You tug; the fabric is sewn together, rod broken, or cords knotted. Outside, a golden meadow beckons.
Interpretation: You’re ready for exposure, growth, even fame—but an internal mechanism (frozen grief, impostor syndrome, ancestral taboo) keeps the veil shut. The psyche signals: upgrade the hardware before you can let the world see you.

Biblical & Spiritual Meaning

Scripture often pairs curtains with the Holy of Holies—only the high priest could pass the veil once a year. Dreaming of curtains blocking light can indicate you are standing before sacred knowledge that your current “ordinance” (belief system) won’t yet let you enter. Conversely, thick drapes can symbolize Mercy Seat coverage: the Divine shielding you from scorching glory until your eyes adjust. Ask: is the curtain protecting me, or is the curtain idolatry—worship of secrecy itself?

Psychological Analysis (Jungian & Freudian)

Jung: The light is the Self’s objective truth; curtains are the Persona’s costume rack. By pulling them you momentarily halt individuation, giving the Ego breathing room. If the Shadow (rejected traits) is too ferocious, the dream will keep the room dim until you befriend it.
Freud: Curtains translate to repression—often sexual or aggressive material that, if flooded with daylight (consciousness), would clash with Superego rules. A child memory of walking in on parents, then quickly closing the door, resurfaces as curtains blocking light.
Both schools agree: the dream is not adversarial; it’s a dimmer switch set to “soft start.”

What to Do Next?

  1. Morning Write: “What truth am I softening by keeping the room dark?” List three life areas. Circle the one that quickens your pulse.
  2. Reality Check: During the day, notice every literal curtain you pass. Ask in real time: “Do I want more light or less right now?” This trains lucid boundary awareness.
  3. Emotional Adjustment: If overwhelm is real, schedule “dark time”—journaling with phone off—so the psyche learns you can enter shadow voluntarily; it need not ambush you with curtains at 3 a.m.
  4. Symbolic Act: Wash, mend, or replace actual window dressers. Ritual tells the unconscious you respect its messages and are upgrading your filters.

FAQ

Is dreaming of curtains blocking light always negative?

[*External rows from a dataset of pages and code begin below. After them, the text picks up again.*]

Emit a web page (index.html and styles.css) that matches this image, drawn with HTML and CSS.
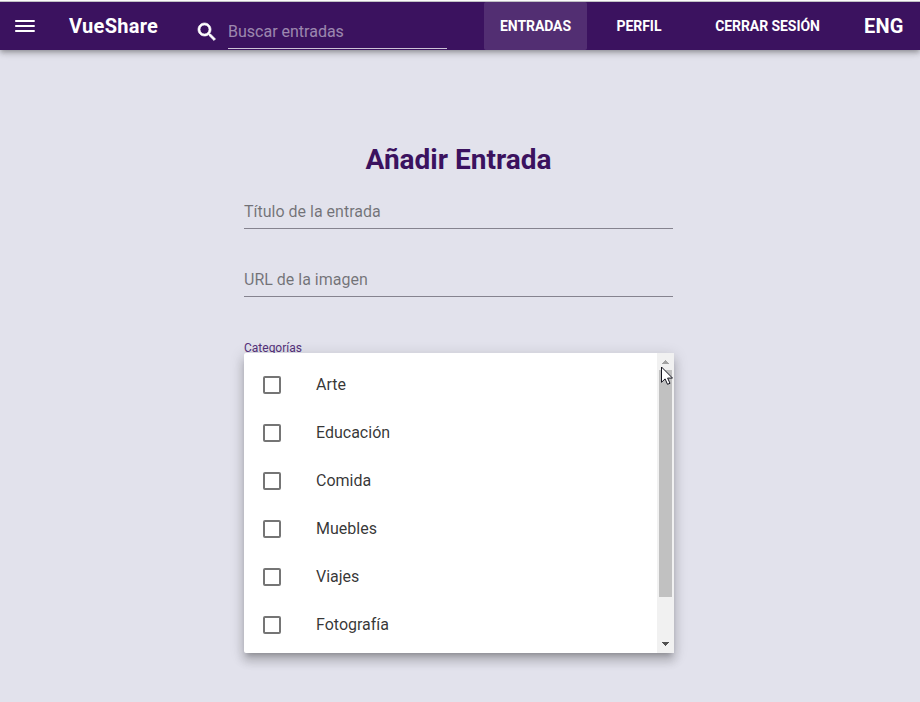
FILE: index.html
```
<!DOCTYPE html>
<html lang="es">
<head>
<meta charset="utf-8">
<title>VueShare</title>
<link rel="stylesheet" href="styles.css">
</head>
<body>
<header class="toolbar">
  <svg class="menu-icon" viewBox="0 0 26 26"><path d="M3.2 7h19.5v2H3.2zM3.2 12h19.5v2H3.2zM3.2 17h19.5v2H3.2z"/></svg>
  <h1 class="brand">VueShare</h1>
  <div class="search">
    <svg class="search-icon" viewBox="0 0 24 24"><path d="M15.5 14h-.79l-.28-.27C15.41 12.59 16 11.11 16 9.5 16 5.91 13.09 3 9.5 3S3 5.91 3 9.5 5.91 16 9.5 16c1.61 0 3.09-.59 4.23-1.57l.27.28v.79l5 4.99L20.49 19l-4.99-5zm-6 0C7.01 14 5 11.99 5 9.5S7.01 5 9.5 5 14 7.01 14 9.5 11.99 14 9.5 14z"/></svg>
    <div class="search-field">Buscar entradas</div>
  </div>
  <nav class="nav">
    <a class="nav-item active">ENTRADAS</a>
    <a class="nav-item profile">PERFIL</a>
    <a class="nav-item logout">CERRAR SESIÓN</a>
    <a class="lang">ENG</a>
  </nav>
</header>
<main class="form">
  <h2 class="title">Añadir Entrada</h2>
  <div class="field">Título de la entrada</div>
  <div class="field">URL de la imagen</div>
  <div class="select">
    <label class="select-label">Categorías</label>
    <div class="menu">
      <ul class="options">
        <li class="option"><span class="box"></span>Arte</li>
        <li class="option"><span class="box"></span>Educación</li>
        <li class="option"><span class="box"></span>Comida</li>
        <li class="option"><span class="box"></span>Muebles</li>
        <li class="option"><span class="box"></span>Viajes</li>
        <li class="option"><span class="box"></span>Fotografía</li>
      </ul>
      <div class="scrollbar">
        <svg class="arrow" viewBox="0 0 17 17" shape-rendering="crispEdges"><path fill="#a3a3a3" d="M8 7h1v1h1v1h1v1h1v1H5v-1h1V9h1V8h1z"/></svg>
        <div class="thumb"></div>
        <svg class="arrow down" viewBox="0 0 17 17" shape-rendering="crispEdges"><path fill="#505050" d="M5 6h7v1h-1v1h-1v1H9v1H8V9H7V8H6V7H5z"/></svg>
      </div>
      <svg class="cursor" viewBox="0 0 12 19"><path fill="#fff" stroke="#15151f" d="M.5 1v15.3l3.6-3.4 2.4 5.4 2.5-1-2.4-5.2h4.9z"/></svg>
    </div>
  </div>
</main>
</body>
</html>
```
FILE: styles.css
```
* { box-sizing: border-box; }
body {
  margin: 0;
  height: 702px;
  overflow: hidden;
  background: #e2e2ec;
  color: rgba(0, 0, 0, .8);
  font: 400 16px/24px Roboto, sans-serif;
}
svg { display: block; flex: none; }
h1, h2, ul { margin: 0; padding: 0; }
.toolbar {
  display: flex;
  height: 50px;
  padding-top: 2px;
  background: linear-gradient(#fbfbfb 1px, #c0c0c4 1px, #c0c0c4 2px, #3b125f 2px);
  color: #fff;
  box-shadow: 0 2px 4px -1px rgba(0,0,0,.2), 0 4px 5px rgba(0,0,0,.14), 0 1px 10px rgba(0,0,0,.12);
}
.toolbar svg { fill: #fff; }
.menu-icon { width: 26px; height: 26px; margin: 11px 0 0 12px; }
.brand {
  width: 128px;
  margin-left: 31px;
  font-size: 20px;
  font-weight: 700;
  line-height: 48px;
  letter-spacing: .014em;
}
.search { display: flex; width: 287px; }
.search-icon { width: 24px; height: 24px; margin: 18px 9px 0 -2px; stroke: #fff; stroke-width: .7; }
.search-field {
  width: 219px;
  height: 47px;
  padding-top: 18px;
  border-bottom: 1px solid rgba(255,255,255,.75);
  color: rgba(255,255,255,.5);
}
.nav { display: flex; line-height: 49px; font-weight: 700; }
.nav-item { font-size: 14px; text-align: center; letter-spacing: -.005em; }
.active { width: 103px; border-radius: 2px; background: rgba(255,255,255,.12); }
.profile { width: 104px; }
.logout { width: 153px; }
.lang { margin-left: 20px; font-size: 20px; letter-spacing: .01em; }
.form { width: 429px; margin: 0 auto 0 244px; }
.title {
  padding-top: 94px;
  color: #3b125f;
  font-size: 28px;
  font-weight: 700;
  line-height: 32px;
  text-align: center;
}
.field {
  height: 29px;
  margin: 24px 0 39px;
  border-bottom: 1px solid #85838f;
  color: rgba(0,0,0,.5);
}
.field + .field { margin: 0 0 38px; }
.select { position: relative; padding-top: 3px; }
.select-label { display: block; height: 20px; color: #54307a; font-size: 12px; line-height: 20px; }
.menu {
  position: absolute;
  top: 18px;
  left: 0;
  display: flex;
  width: 430px;
  height: 300px;
  border-radius: 2px;
  background: #fff;
  box-shadow: 0 5px 5px -3px rgba(0,0,0,.2), 0 8px 10px 1px rgba(0,0,0,.14), 0 3px 14px 2px rgba(0,0,0,.12);
}
.options { flex: 1; padding-top: 8px; list-style: none; }
.option { display: flex; align-items: center; height: 48px; padding-left: 19px; }
.box {
  width: 18px;
  height: 18px;
  margin-right: 35px;
  border: 2px solid #757575;
  border-radius: 2px;
}
.scrollbar { display: flex; flex-direction: column; width: 17px; background: #f1f1f1; }
.arrow { width: 17px; height: 17px; }
.thumb { width: 13px; height: 227px; margin: 0 auto; background: #c1c1c1; }
.down { margin-top: auto; }
.cursor { position: absolute; top: 13px; left: 417px; width: 12px; height: 19px; }
```
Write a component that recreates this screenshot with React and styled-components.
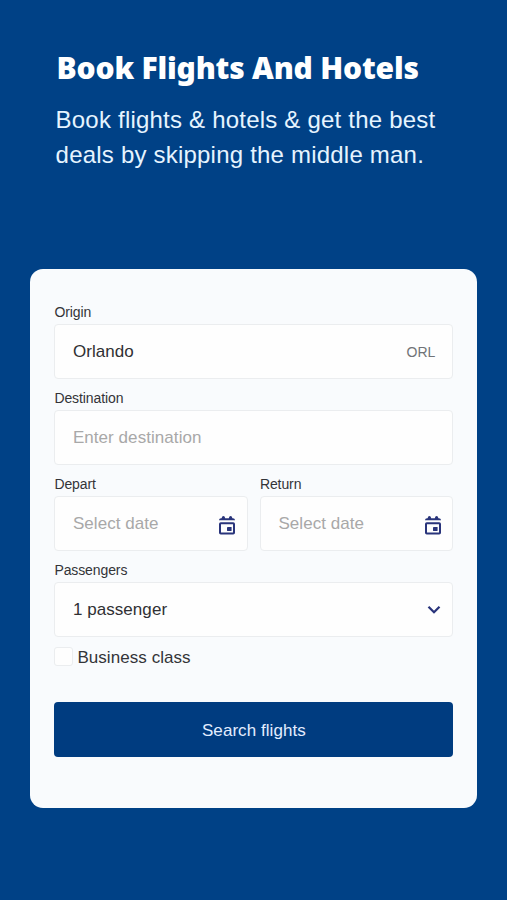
import styled, { createGlobalStyle } from 'styled-components';
import { useState } from 'react';

const GlobalStyle = createGlobalStyle`
  * {
    box-sizing: border-box;
  }
  body {
    margin: 0;
    background: #004186;
    font-family: "Liberation Sans", Arial, sans-serif;
  }
`;

const Page = styled.main`
  display: flex;
  flex-direction: column;
  height: 900px;
  padding: 49px 29.6px 0 30.4px;
`;

const Hero = styled.header`
  height: 219.5px;
  padding-left: 25.2px;
  color: #fff;
`;

const Title = styled.h1`
  margin: 0 0 15px 1px;
  font-family: "Noto Sans", sans-serif;
  font-size: 30px;
  font-weight: 900;
  line-height: 38px;
  letter-spacing: -0.2px;
  white-space: nowrap;
`;

const Subtitle = styled.p`
  margin: 0;
  color: #e6f4ff;
  font-size: 24px;
  line-height: 35px;
  letter-spacing: 0.21px;
  white-space: nowrap;
`;

const Card = styled.form`
  height: 539px;
  padding: 33px 24px 0;
  border-radius: 13px;
  background: #f9fbfd;
`;

const Row = styled.div`
  display: flex;
  gap: 12px;
`;

const Field = styled.label`
  display: flex;
  flex: 1;
  flex-direction: column;
  min-width: 0;
  height: 86px;
`;

const Label = styled.span`
  height: 22px;
  color: #333438;
  font-size: 14px;
  line-height: 20px;
  letter-spacing: -0.1px;
`;

const Box = styled.span`
  display: flex;
  align-items: center;
  height: 55px;
  padding: 1px ${(props) => props.$right || '17px'} 0 17.5px;
  border: 1px solid #ebedef;
  border-radius: 4px;
  background: #fefefe;
`;

const Input = styled.input`
  flex: 1;
  min-width: 0;
  padding: 0;
  border: 0;
  outline: none;
  background: transparent;
  color: #303033;
  font-family: inherit;
  font-size: 17px;
  letter-spacing: 0.06px;

  &::placeholder {
    color: #a8a8a8;
    opacity: 1;
  }
`;

const Code = styled.span`
  color: #707377;
  font-size: 14px;
`;

const Check = styled.label`
  display: flex;
  align-items: center;
  gap: 4px;
  height: 20px;
  margin-top: 1px;
  color: #333438;
  font-size: 17px;
  line-height: 19px;
  letter-spacing: 0.06px;
`;

const CheckText = styled.span`
  padding-top: 2px;
`;

const Checkbox = styled.input`
  appearance: none;
  width: 19px;
  height: 19px;
  margin: 0;
  border: 1px solid #ebedef;
  border-radius: 3px;
  background: #fefefe;

  &:checked {
    background: #003d80;
  }
`;

const SearchButton = styled.button`
  width: 100%;
  height: 55px;
  margin-top: 35.5px;
  padding: 2px 0 0;
  border: 0;
  border-radius: 4px;
  background: #003c80;
  color: #e3edff;
  font-family: inherit;
  font-size: 17px;
  letter-spacing: 0.06px;
`;

const Calendar = styled.svg`
  margin-top: 2px;
`;

function CalendarIcon() {
  return (
    <Calendar width="18" height="20" viewBox="0 0 18 20" fill="none">
      <path d="M1 5.3V4.9Q1.2 3.2 3 3.2H3.6Q4 1 5.4 1Q6.8 1 7.2 3.2H10.8Q11.2 1 12.6 1Q14 1 14.4 3.2H15Q16.8 3.2 17 4.9V5.3Z" fill="#29347b" />
      <rect x="2" y="8.3" width="14" height="10.2" rx="0.8" stroke="#29347b" strokeWidth="2" />
      <rect x="9" y="12" width="4.6" height="4" rx="0.4" fill="#29347b" />
    </Calendar>
  );
}

function ChevronIcon() {
  return (
    <svg width="14" height="10" viewBox="0 0 14 10" fill="none">
      <path d="M1.5 1.8L7 7.2L12.5 1.8" stroke="#29347b" strokeWidth="2.3" />
    </svg>
  );
}

function App() {
  const [origin, setOrigin] = useState("Orlando");
  const [business, setBusiness] = useState(false);

  return (
    <Page>
      <GlobalStyle />
      <Hero>
        <Title>Book Flights And Hotels</Title>
        <Subtitle>
          Book flights &amp; hotels &amp; get the best<br />
          deals by skipping the middle man.
        </Subtitle>
      </Hero>
      <Card onSubmit={(e) => e.preventDefault()}>
        <Field>
          <Label>Origin</Label>
          <Box>
            <Input value={origin} onChange={(e) => setOrigin(e.target.value)} />
            <Code>ORL</Code>
          </Box>
        </Field>
        <Field>
          <Label>Destination</Label>
          <Box>
            <Input placeholder="Enter destination" />
          </Box>
        </Field>
        <Row>
          {["Depart", "Return"].map((name) => (
            <Field key={name}>
              <Label>{name}</Label>
              <Box $right="10.5px">
                <Input placeholder="Select date" />
                <CalendarIcon />
              </Box>
            </Field>
          ))}
        </Row>
        <Field>
          <Label>Passengers</Label>
          <Box $right="11px">
            <Input readOnly value="1 passenger" />
            <ChevronIcon />
          </Box>
        </Field>
        <Check>
          <Checkbox type="checkbox" checked={business} onChange={() => setBusiness(!business)} />
          <CheckText>Business class</CheckText>
        </Check>
        <SearchButton>Search flights</SearchButton>
      </Card>
    </Page>
  );
}

export default App;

No. Darkness incubates seeds; the dream may endorse a temporary retreat to integrate new insights before public exposure.

What if I feel peaceful, not scared, inside the darkened room?

Peace signals the boundary is healthy. Your inner wisdom has chosen a lunar phase—keep nourishing the quiet until spontaneous illumination feels welcome.

Could this dream predict literal intruders, as Miller claimed?

Historical omens aside, modern interpreters see “unwelcome visitors” as psychic contents (memories, emotions) knocking at your awareness, not physical burglars.

Summary

Curtains blocking light dramatize your soul’s adjustable filter: too much glare blinds, too little stalls growth. Respect the dimmer switch, and you’ll open the drapes at the precise moment your eyes—and heart—are ready for the sun.

From the 1901 Archives

"To dream of curtains, foretells that unwelcome visitors will cause you worry and unhappiness. Soiled or torn curtains seen in a dream means disgraceful quarrels and reproaches."